Holding — McGowen, J.
- The Circuit Court of Clay County held that Hawkins could not recover on the note and affirmed the jury's verdict in favor of Ellis regarding the set-off.
Rule
- A promissory note executed under duress is unenforceable due to the lack of voluntary consideration.
Reasoning
- The Circuit Court of Clay County reasoned that the execution of the note was coerced, as Hawkins threatened to foreclose if Ellis did not sign, which constituted duress.
- The court found that there was no consideration for the note due to the coercive circumstances under which it was executed.
- Furthermore, the court determined that the evidence presented by Ellis regarding the overpayment was credible and that the statute of limitations barred Hawkins' claim for recovery, as the claim arose more than three years before the action was initiated.
- The court clarified that the receipts and warrants submitted by Hawkins did not imply a promise to repay or establish an acknowledgment of debt, which were necessary for the statute of limitations to be tolled.
- Additionally, the court noted that the payments made by Ellis were not voluntary, undermining Hawkins' position regarding the enforcement of the note.
- As a result, the court affirmed the jury's finding that Ellis did not owe the note and reversed the portion of the judgment regarding the set-off, entering judgment in favor of Ellis for the amount claimed.

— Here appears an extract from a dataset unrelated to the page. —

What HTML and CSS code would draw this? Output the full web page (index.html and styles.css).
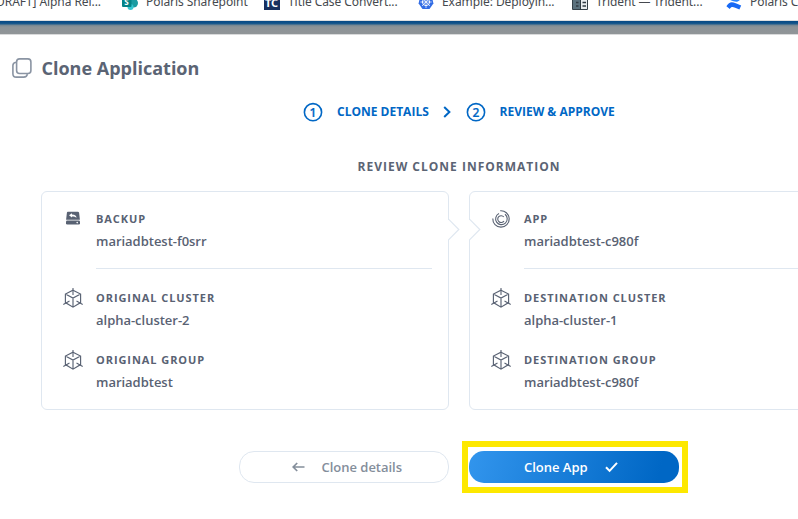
FILE: index.html
```html
<!DOCTYPE html>
<html lang="en">
<head>
<meta charset="utf-8">
<title>Clone Application</title>
<link rel="stylesheet" href="styles.css">
</head>
<body>
<svg class="defs" aria-hidden="true">
  <symbol id="cube" viewBox="0 0 20 20">
    <path d="M10 2.2 17.6 6v8.6L10 19.2 2.4 14.6V6zM2.4 6 10 10l7.6-4M10 10v9" fill="none" stroke="currentColor" stroke-width="1.15"/>
    <path d="M10 0v7M.3 16.4 6.5 13M19.7 16.4 13.5 13" fill="none" stroke="currentColor" stroke-width="1.1"/>
  </symbol>
  <symbol id="notch" viewBox="0 0 13 24">
    <path d="M1 2h1v19.5H1z" fill="#fff"/>
    <path d="M1.5 1.2 11.8 11.5 1.5 21.8" fill="none" stroke="#dfe7f0" stroke-width="1.2"/>
  </symbol>
</svg>
<nav class="bookmarks">
  <div class="bookmark first"><span>[DRAFT] Alpha Rel...</span></div>
  <div class="bookmark second">
    <svg width="16" height="16" viewBox="0 0 16 16"><circle cx="8" cy="5" r="5" fill="#036c70"/><circle cx="11.5" cy="9" r="4.5" fill="#1a9ba1"/><circle cx="8.5" cy="13" r="3" fill="#37c6d0"/><rect y="4" width="9.5" height="9" rx="1" fill="#038387"/><text x="2.2" y="11.3" class="mark">S</text></svg>
    <span>Polaris Sharepoint</span>
  </div>
  <div class="bookmark">
    <svg width="16" height="16" viewBox="0 0 16 16"><rect width="16" height="16" fill="#17305f"/><text x="1" y="12.5" class="mark tc">TC</text></svg>
    <span>Title Case Convert...</span>
  </div>
  <div class="bookmark">
    <svg width="16" height="16" viewBox="0 0 16 16"><path d="M8 0 14 3 15.4 9.5 11.5 15H4.5L.6 9.5 2 3z" fill="#326ce5"/><g fill="none" stroke="#fff"><circle cx="8" cy="8" r="3.6"/><path d="M8 2v12M2.3 8h11.4M4 4l8 8M12 4l-8 8" stroke-width=".7"/></g></svg>
    <span>Example: Deployin...</span>
  </div>
  <div class="bookmark">
    <svg width="16" height="16" viewBox="0 0 16 16"><path d="M.5.5h15v15H.5z" fill="#e9edef" stroke="#364149"/><path d="M1 1h7v14H1z" fill="#5c727e"/><path d="M8.5 1v15" stroke="#303b43"/><path d="M10.5 8.5h3.5M10.5 12h3.5M4 8.5h2.5M4 12h2.5" stroke="#303b43" stroke-width="1.4"/></svg>
    <span>Trident — Trident...</span>
  </div>
  <div class="bookmark last">
    <svg width="16" height="16" viewBox="0 0 16 16"><path d="M.4 12.2C4 6.5 6.8 7.6 15.2 11.6L13.4 15.6C7 12.6 5.6 12 3.8 15z" fill="#1769f5"/><path d="M15.4 3.8C12 9.5 9.2 8.4.8 4.4L2.6.4C9 3.4 10.4 4 12.2 1z" fill="#2684ff"/></svg>
    <span>Polaris Confluence</span>
  </div>
</nav>
<div class="backdrop"></div>
<main>
  <h1>
    <svg width="20" height="20" viewBox="0 0 20 20" fill="none" stroke="#8a94a3" stroke-width="1.6"><rect x="4.6" y=".9" width="14.3" height="14.6" rx="3"/><path d="M4.2 4.2C1.8 4.4.9 5.3.9 7.5v8.2c0 2.3 1.2 3.4 3.4 3.4h7.4c2.2 0 3.3-.8 3.7-3"/></svg>
    <span>Clone Application</span>
  </h1>
  <ol class="steps">
    <li><svg width="20" height="20" viewBox="0 0 20 20"><circle cx="10" cy="10.2" r="8.6" class="ring"/><text x="10" y="14.5" class="num">1</text></svg><span class="step-one">CLONE DETAILS</span></li>
    <li class="sep"><svg width="8" height="12" viewBox="0 0 8 12"><path d="m1.2 1 5.2 5-5.2 5" fill="none" stroke="#0067c5" stroke-width="2"/></svg></li>
    <li><svg width="20" height="20" viewBox="0 0 20 20"><circle cx="10" cy="10.2" r="8.6" class="ring"/><text x="10" y="14.5" class="num">2</text></svg><span>REVIEW &amp; APPROVE</span></li>
  </ol>
  <h2>REVIEW CLONE INFORMATION</h2>
  <div class="cards">
    <section class="card">
      <svg class="notch right" width="13" height="24"><use href="#notch"/></svg>
      <div class="row lead">
        <svg class="icon" width="20" height="20" viewBox="0 0 20 20"><path d="M5.2 2.8h9.6c.7 0 1.1.4 1.3 1l.8 7H3.1l.8-7c.1-.6.6-1 1.3-1z" fill="#596273"/><path d="M6 6.2 9 4.2v1.2c3 0 4.5 1.3 4.5 3.3C12.3 7.6 11.4 7.4 9 7.4v1.1z" fill="#fff"/><rect x="3" y="11.6" width="14" height="4" rx="1.3" fill="#596273"/><circle cx="14.2" cy="13.6" r=".8" fill="#fff"/></svg>
        <div><h3>BACKUP</h3><p>mariadbtest-f0srr</p></div>
      </div>
      <div class="row"><svg class="icon" width="20" height="20"><use href="#cube"/></svg><div><h3>ORIGINAL CLUSTER</h3><p>alpha-cluster-2</p></div></div>
      <div class="row"><svg class="icon" width="20" height="20"><use href="#cube"/></svg><div><h3>ORIGINAL GROUP</h3><p>mariadbtest</p></div></div>
    </section>
    <section class="card">
      <svg class="notch left" width="13" height="24"><use href="#notch"/></svg>
      <div class="row lead">
        <svg class="icon" width="20" height="20" viewBox="0 0 20 20" fill="none" stroke="#596273" stroke-width="1.1"><path d="M9.2 1.8A8.2 8.2 0 1 1 1.8 9.5"/><path d="M14 5.3A5.8 5.8 0 1 1 8 4.6"/><path d="M13 12A3.4 3.4 0 1 1 12.8 8"/></svg>
        <div><h3>APP</h3><p>mariadbtest-c980f</p></div>
      </div>
      <div class="row"><svg class="icon" width="20" height="20"><use href="#cube"/></svg><div><h3>DESTINATION CLUSTER</h3><p>alpha-cluster-1</p></div></div>
      <div class="row"><svg class="icon" width="20" height="20"><use href="#cube"/></svg><div><h3>DESTINATION GROUP</h3><p>mariadbtest-c980f</p></div></div>
    </section>
  </div>
  <div class="actions">
    <button class="back"><svg width="13" height="10" viewBox="0 0 13 10"><path d="M12.5 5H1.5M5.2 1 1.2 5l4 4" fill="none" stroke="#848e9b" stroke-width="1.7"/></svg><span>Clone details</span></button>
    <div class="highlight"><button class="primary"><span>Clone App</span><svg width="13" height="11" viewBox="0 0 13 11"><path d="m1 5.2 3.6 3.7L12 .8" fill="none" stroke="#fff" stroke-width="2"/></svg></button></div>
  </div>
</main>
</body>
</html>
```
FILE: styles.css
```css
* { box-sizing: border-box; }
html { overflow: hidden; }
body { margin: 0; width: 798px; height: 519px; overflow: hidden; background: #fff; color: #5b6474; font-family: "Open Sans", "Noto Sans", sans-serif; }
main { overflow: hidden; }
h1, h2, h3, p, ol { margin: 0; padding: 0; }
svg { flex: none; display: block; }
.defs { display: none; }
.bookmarks { display: flex; height: 20px; overflow: hidden; }
.bookmark { flex: none; display: flex; align-items: flex-start; gap: 8px; width: 154px; height: 16px; margin-top: -6px; font: 12px/16px "Noto Sans", sans-serif; letter-spacing: -0.07px; color: #45494e; white-space: nowrap; }
.bookmark.first { width: 101px; margin-right: 21px; justify-content: flex-end; }
.bookmark.second { width: 142px; }
.bookmark.last { width: 72px; overflow: hidden; }
.mark { font: bold 8px "Noto Sans", sans-serif; fill: #fff; }
.mark.tc { font-size: 11px; }
.backdrop { height: 15px; border-top: 1px solid #dedfe0; border-bottom: 1px solid #d9dadb; background: linear-gradient(#084b86 0 1px, #1d5b8d 3px, #718491 4px, #8d9397 6px, #909598 100%); }
h1 { display: flex; align-items: center; height: 24px; margin: 21px 0 0 11.5px; gap: 10px; font-size: 18px; line-height: 24px; font-weight: 700; white-space: nowrap; }
.steps { display: flex; align-items: center; list-style: none; height: 20px; margin: 22px 0 0 303px; color: #0067c5; font-size: 12px; line-height: 20px; font-weight: 700; white-space: nowrap; }
.steps li { display: flex; align-items: center; gap: 14px; }
.ring { fill: none; stroke: #0067c5; stroke-width: 1.6; }
.num { font: 600 12px "Open Sans", sans-serif; fill: #0067c5; stroke: #0067c5; stroke-width: .2; text-anchor: middle; }
.step-one { width: 92px; }
.steps .sep { margin: 0 15px 0 13.5px; }
h2 { margin: 35px 0 0 357.5px; font-size: 12px; line-height: 20px; letter-spacing: 1px; white-space: nowrap; }
.cards { display: flex; gap: 20px; margin: 14px 0 0 41px; }
.card { position: relative; flex: none; width: 408px; height: 219px; padding: 17px 16px 0 21px; border: 1px solid #dfe7f0; border-radius: 6px; }
.notch { position: absolute; top: 26px; }
.notch.right { right: -12px; }
.notch.left { left: -2px; }
.row { display: flex; gap: 13px; height: 62px; color: #596273; }
.row > div { flex: 1; }
.row.lead { height: 79px; }
.row.lead > div { height: 60px; border-bottom: 1px solid #dfe7f0; }
h3 { font-size: 11px; line-height: 20px; letter-spacing: 0.93px; font-weight: 700; }
p { font-size: 13px; line-height: 20px; padding-top: 2px; letter-spacing: -0.02px; font-weight: 600; }
.actions { display: flex; align-items: center; gap: 13px; margin: 31px 0 0 239px; }
button { width: 210px; height: 32px; border-radius: 15px; display: flex; align-items: center; padding: 0; font: 600 13px/20px "Open Sans", sans-serif; letter-spacing: -0.02px; white-space: nowrap; }
.back { border: 1px solid #dfe7f0; background: #fff; color: #848e9b; gap: 17px; padding-left: 51.5px; }
.highlight { width: 226px; height: 52px; padding: 4px 1px; border: 6px solid #fde800; display: flex; }
.primary { border: 0; color: #fff; background: linear-gradient(105deg, #3295ed, #0067c5 90%); gap: 17px; padding-left: 55px; }
```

Deep Dive: How the Court Reached Its Decision
Court's Reasoning on Duress
The court reasoned that the execution of the promissory note was not voluntary, as it was obtained through duress. Hawkins had threatened to foreclose on Ellis' property if he did not sign the note, which constituted coercion. This coercive act undermined the validity of the note because a contract must be entered into freely and voluntarily to be enforceable. The court highlighted that duress, akin to physical force, negated any true consent from Ellis. Given this context, the jury found that there was no consideration for the note due to the lack of genuine agreement between the parties. The court concluded that since the note was executed under such threatening circumstances, it could not be enforced against Ellis.
Statute of Limitations
The court also addressed the issue of the statute of limitations concerning Hawkins' claim for recovery. It determined that the three-year statute of limitations applied to the action for overpayment, as stipulated under Section 2299 of the Code of 1930. The court noted that Ellis' cause of action arose on March 10, 1925, when the note was executed, and he filed his set-off in January 1931, well beyond the three-year limit. Consequently, Hawkins' recovery was barred by the statute of limitations, which meant he could not pursue his claim for overpayment effectively. The court clarified that the six-year statute was inapplicable to the nature of the claim being made by Hawkins, reaffirming the three-year limitation period.
Acknowledgment of Debt
In its analysis, the court emphasized the importance of an acknowledgment of debt in tolling the statute of limitations. It found that neither the receipts nor the warrants presented by Hawkins implied a promise to repay or acknowledged a debt owed to Ellis. For the statute of limitations to be tolled, there must be clear language indicating a recognition of the debt on the part of the debtor. The court concluded that the evidence presented did not contain any express promises or language that would imply a commitment to repay the amounts shown in the receipts. As such, the court ruled that the receipts merely documented payments made and did not establish any ongoing obligation to repay, further supporting the dismissal of Hawkins' claims.
Voluntary Payments
The court also considered the nature of the payments made by Ellis to Hawkins. It determined that the payments were not voluntary due to the coercive circumstances surrounding the execution of the note. Since Ellis was compelled to make the payments to avoid foreclosure, the court held that these transactions could not be regarded as voluntary, which would otherwise support Hawkins' claim. The court distinguished between payments made under duress versus those made freely, reinforcing the idea that payments made under threat lack the essential element of consent required for enforceability. This finding further weakened Hawkins' argument regarding the legitimacy of the note and the payments made by Ellis.
Conclusion of the Court
Ultimately, the court upheld the jury's verdict that Ellis did not owe the amount stated in the note and affirmed the judgment in his favor regarding the set-off. The court found that Hawkins' claims were barred by the statute of limitations and that the note was unenforceable due to the duress under which it was executed. It also recognized that the evidence did not support an acknowledgment of debt necessary to toll the statute of limitations. The court reversed any portion of the lower judgment that favored Hawkins and entered judgment in favor of Ellis for the contested amount. This decision underscored the importance of voluntary consent and proper acknowledgment of debt in contractual agreements.